At 22:24 31/07/2007, Thomas Narten wrote:
We intended the term "site" to be a fairly general term, one that
includes pretty much any topologically distinct thing that connects to
the internet. This includes home users. It is also NOT restricted to
just larger enterprises or ASes. We'll add a clarifying definition to
the document.

Dear Thomas,
I am sorry but "5. Provides meaningful benefits to the parties who bear the costs of deploying and maintaining the technology." is an error. What we want is to provide meaningful benefits to the users. The users are those who have the money but no incentive today. Their satisfaction is the benefit for the parties who beat the costs, because they will pay. Not the IETF.


The incentives for them the users are:

- to get presentation layer warranties. Each network application tries to build its own virtual presentation layer features. IDNs and 200 languages. ccTLD with 193 countries. RFC4646 and 7,500 languages. Addressing does not, while there is an unlimited need.

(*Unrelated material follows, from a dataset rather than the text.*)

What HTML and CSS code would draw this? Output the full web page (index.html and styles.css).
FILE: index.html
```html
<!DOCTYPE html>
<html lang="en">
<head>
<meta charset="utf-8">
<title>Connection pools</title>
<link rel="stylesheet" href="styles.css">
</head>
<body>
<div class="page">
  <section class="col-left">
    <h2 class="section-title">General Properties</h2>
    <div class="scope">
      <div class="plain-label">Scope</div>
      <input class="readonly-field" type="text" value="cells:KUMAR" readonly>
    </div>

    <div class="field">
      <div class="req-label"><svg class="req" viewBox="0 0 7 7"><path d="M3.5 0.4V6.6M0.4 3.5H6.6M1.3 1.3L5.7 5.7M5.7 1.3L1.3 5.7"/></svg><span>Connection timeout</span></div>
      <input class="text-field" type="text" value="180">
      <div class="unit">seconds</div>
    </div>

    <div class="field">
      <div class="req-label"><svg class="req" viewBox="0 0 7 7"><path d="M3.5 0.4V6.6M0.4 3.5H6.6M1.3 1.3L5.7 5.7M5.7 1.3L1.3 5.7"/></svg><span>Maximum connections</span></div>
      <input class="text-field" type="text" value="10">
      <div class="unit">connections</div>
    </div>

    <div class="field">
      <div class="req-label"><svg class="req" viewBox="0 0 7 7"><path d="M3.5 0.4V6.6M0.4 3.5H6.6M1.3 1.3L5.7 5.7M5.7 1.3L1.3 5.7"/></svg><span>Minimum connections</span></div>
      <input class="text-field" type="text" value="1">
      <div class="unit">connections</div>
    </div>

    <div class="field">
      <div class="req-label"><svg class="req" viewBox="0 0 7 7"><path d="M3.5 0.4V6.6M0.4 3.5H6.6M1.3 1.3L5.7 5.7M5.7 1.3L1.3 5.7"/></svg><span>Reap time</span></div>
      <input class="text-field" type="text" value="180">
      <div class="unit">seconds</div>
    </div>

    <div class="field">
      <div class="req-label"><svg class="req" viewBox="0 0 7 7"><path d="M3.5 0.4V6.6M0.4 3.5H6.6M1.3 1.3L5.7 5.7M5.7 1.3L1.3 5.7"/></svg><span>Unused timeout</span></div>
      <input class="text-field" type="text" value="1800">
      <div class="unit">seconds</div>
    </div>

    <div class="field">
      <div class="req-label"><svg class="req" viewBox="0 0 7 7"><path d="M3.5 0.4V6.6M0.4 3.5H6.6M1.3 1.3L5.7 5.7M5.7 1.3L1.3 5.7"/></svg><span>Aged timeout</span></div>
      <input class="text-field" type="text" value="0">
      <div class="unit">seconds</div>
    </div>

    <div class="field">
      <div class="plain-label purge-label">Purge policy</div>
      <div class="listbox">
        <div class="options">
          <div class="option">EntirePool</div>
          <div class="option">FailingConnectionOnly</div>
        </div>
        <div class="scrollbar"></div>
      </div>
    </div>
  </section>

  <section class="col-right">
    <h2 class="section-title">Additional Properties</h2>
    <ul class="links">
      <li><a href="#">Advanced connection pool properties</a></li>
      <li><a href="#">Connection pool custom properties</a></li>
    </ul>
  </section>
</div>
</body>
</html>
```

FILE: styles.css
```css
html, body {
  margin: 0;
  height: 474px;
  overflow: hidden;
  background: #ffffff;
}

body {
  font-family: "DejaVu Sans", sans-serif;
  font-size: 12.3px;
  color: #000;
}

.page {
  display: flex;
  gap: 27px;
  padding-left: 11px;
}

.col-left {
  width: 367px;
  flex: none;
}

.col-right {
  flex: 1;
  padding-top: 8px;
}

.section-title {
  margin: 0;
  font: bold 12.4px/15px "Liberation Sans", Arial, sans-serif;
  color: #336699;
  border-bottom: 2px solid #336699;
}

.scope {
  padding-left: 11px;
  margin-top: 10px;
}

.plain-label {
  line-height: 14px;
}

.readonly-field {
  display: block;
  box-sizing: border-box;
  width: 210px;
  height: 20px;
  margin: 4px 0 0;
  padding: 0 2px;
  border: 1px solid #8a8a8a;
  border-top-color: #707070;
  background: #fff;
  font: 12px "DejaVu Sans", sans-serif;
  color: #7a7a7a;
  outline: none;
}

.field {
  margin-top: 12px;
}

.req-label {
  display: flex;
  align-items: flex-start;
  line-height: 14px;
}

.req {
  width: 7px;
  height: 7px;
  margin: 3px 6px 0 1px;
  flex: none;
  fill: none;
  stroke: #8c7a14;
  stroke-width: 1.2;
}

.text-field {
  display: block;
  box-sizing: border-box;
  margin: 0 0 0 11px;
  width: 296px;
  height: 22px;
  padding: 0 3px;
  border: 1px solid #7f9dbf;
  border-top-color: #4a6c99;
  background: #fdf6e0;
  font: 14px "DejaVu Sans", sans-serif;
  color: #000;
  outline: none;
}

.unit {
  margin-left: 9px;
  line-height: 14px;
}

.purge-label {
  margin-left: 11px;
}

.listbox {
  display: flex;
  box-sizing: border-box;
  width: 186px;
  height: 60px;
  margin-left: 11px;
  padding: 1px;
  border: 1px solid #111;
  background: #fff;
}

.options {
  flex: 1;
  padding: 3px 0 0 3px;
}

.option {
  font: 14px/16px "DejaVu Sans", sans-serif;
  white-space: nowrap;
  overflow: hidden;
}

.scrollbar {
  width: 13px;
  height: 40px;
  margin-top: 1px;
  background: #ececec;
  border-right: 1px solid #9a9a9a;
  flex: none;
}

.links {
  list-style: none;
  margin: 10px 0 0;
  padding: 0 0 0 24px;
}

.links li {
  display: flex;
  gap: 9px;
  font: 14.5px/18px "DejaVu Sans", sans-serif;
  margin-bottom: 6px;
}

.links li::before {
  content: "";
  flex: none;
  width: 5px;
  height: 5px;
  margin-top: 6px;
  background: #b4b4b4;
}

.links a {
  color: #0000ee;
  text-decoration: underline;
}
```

- as a result SNHN (small networks/home networks) have not been considered and their addressing area has not been protected and supported by the addressing format which is for them no better than a NAT.

- privacy, security, national policies require that the "sites" can decide of their routing.

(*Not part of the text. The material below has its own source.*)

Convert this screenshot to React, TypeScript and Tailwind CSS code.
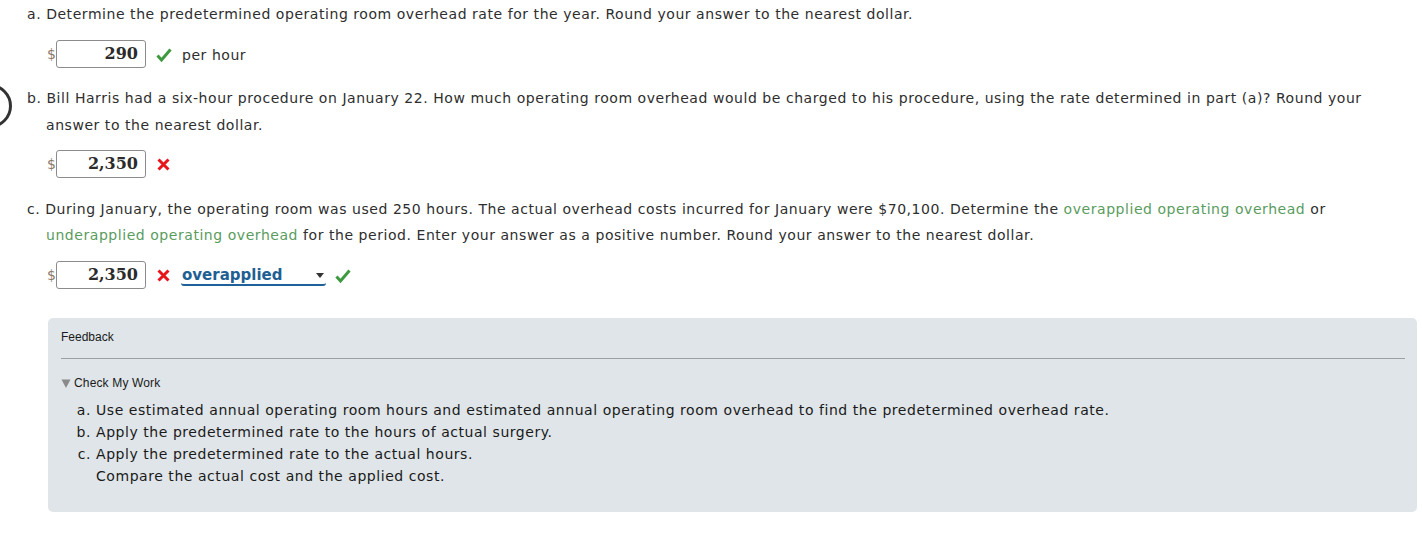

Addressing is to point fixed, mobile, virtual targets on "the semantic distributed networks of the decentralized logical network of the centralized ISP/Corp/SNHN bandwidth networks" in order to flow a traffic of fractal natue. To match the resulting diversity and routing constraints (path, access, and content) presentation layer equivalence is of the essence (whatever you name it: presentations, externets, groups/classes, views, closed user groups, etc.) I looked for "presentation layer" in the list's archive. I did not find it a single occurence.

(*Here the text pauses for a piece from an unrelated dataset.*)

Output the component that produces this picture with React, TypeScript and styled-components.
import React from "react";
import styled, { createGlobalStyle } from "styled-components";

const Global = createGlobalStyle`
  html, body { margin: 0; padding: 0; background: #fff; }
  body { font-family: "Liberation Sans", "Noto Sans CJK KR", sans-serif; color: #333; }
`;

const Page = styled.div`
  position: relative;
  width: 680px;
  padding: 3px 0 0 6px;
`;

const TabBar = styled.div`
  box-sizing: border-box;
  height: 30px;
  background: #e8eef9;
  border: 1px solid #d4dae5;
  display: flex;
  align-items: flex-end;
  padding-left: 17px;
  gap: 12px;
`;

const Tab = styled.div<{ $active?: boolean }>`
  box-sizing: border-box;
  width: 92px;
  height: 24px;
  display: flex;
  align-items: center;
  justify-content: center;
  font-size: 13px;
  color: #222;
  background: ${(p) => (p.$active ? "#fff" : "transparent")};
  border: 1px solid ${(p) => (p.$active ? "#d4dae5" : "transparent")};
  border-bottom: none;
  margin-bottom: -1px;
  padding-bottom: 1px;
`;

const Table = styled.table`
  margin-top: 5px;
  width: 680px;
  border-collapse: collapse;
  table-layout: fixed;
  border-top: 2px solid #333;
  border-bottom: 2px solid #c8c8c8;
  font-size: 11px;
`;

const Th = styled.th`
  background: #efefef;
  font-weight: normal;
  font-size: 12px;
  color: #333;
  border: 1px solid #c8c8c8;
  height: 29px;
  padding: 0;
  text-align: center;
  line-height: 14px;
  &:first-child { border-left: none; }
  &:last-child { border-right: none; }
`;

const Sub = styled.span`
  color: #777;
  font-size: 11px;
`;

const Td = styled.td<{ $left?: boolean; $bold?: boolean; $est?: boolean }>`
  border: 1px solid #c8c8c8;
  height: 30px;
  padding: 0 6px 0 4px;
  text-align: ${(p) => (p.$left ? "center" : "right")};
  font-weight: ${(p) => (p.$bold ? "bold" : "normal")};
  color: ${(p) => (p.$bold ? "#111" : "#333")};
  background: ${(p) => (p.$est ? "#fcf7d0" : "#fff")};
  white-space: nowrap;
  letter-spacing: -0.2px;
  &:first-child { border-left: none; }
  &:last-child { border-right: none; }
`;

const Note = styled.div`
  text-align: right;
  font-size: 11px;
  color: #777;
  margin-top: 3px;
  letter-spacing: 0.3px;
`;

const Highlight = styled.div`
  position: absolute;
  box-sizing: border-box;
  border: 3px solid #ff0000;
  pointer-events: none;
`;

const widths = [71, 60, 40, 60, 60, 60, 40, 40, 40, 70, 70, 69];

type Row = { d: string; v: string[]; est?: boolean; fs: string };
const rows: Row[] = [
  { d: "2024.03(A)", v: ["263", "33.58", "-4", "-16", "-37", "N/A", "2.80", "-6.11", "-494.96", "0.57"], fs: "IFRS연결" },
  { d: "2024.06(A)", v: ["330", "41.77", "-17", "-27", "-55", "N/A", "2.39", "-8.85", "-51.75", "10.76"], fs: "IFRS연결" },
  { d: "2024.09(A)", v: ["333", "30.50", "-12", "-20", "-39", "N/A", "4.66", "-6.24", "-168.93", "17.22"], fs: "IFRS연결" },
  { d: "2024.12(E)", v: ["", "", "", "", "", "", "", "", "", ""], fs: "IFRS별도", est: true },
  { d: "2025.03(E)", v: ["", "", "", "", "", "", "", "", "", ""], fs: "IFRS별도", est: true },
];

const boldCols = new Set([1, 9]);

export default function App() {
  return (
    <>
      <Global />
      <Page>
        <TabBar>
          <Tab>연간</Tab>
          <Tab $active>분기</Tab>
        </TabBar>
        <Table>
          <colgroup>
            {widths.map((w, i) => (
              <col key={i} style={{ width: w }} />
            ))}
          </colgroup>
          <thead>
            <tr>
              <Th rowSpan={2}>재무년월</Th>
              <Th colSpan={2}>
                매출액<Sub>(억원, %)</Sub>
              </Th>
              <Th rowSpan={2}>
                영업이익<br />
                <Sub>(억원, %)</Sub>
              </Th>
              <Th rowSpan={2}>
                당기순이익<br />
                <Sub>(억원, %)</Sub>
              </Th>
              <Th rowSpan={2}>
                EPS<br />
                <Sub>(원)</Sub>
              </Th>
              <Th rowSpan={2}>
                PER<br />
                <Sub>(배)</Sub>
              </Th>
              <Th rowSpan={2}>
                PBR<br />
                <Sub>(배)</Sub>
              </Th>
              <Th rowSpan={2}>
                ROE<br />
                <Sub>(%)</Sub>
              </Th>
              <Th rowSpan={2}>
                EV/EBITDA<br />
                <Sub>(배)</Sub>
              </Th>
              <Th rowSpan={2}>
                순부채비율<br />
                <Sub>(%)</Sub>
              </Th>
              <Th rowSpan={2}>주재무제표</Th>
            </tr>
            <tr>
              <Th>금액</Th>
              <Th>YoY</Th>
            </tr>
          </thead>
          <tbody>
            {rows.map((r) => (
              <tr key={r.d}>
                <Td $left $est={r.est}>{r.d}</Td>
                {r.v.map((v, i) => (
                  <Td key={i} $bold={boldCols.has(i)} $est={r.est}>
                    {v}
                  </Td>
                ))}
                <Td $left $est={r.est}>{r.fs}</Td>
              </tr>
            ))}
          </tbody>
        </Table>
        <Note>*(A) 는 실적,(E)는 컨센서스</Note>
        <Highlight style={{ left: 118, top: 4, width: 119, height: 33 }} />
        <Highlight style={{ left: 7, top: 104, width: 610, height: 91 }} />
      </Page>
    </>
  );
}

Such a layer could be implemented in part through the addressing structure. Multi-level addressing also can help it. May be there are other possibilities. This should also be investigated through a "smart NIMROD"? It could be involved in getting some control on routing? Whatever the solution retained, it should provide the best addressing and operational environment to "plug-and-play" standardized sub-addresses.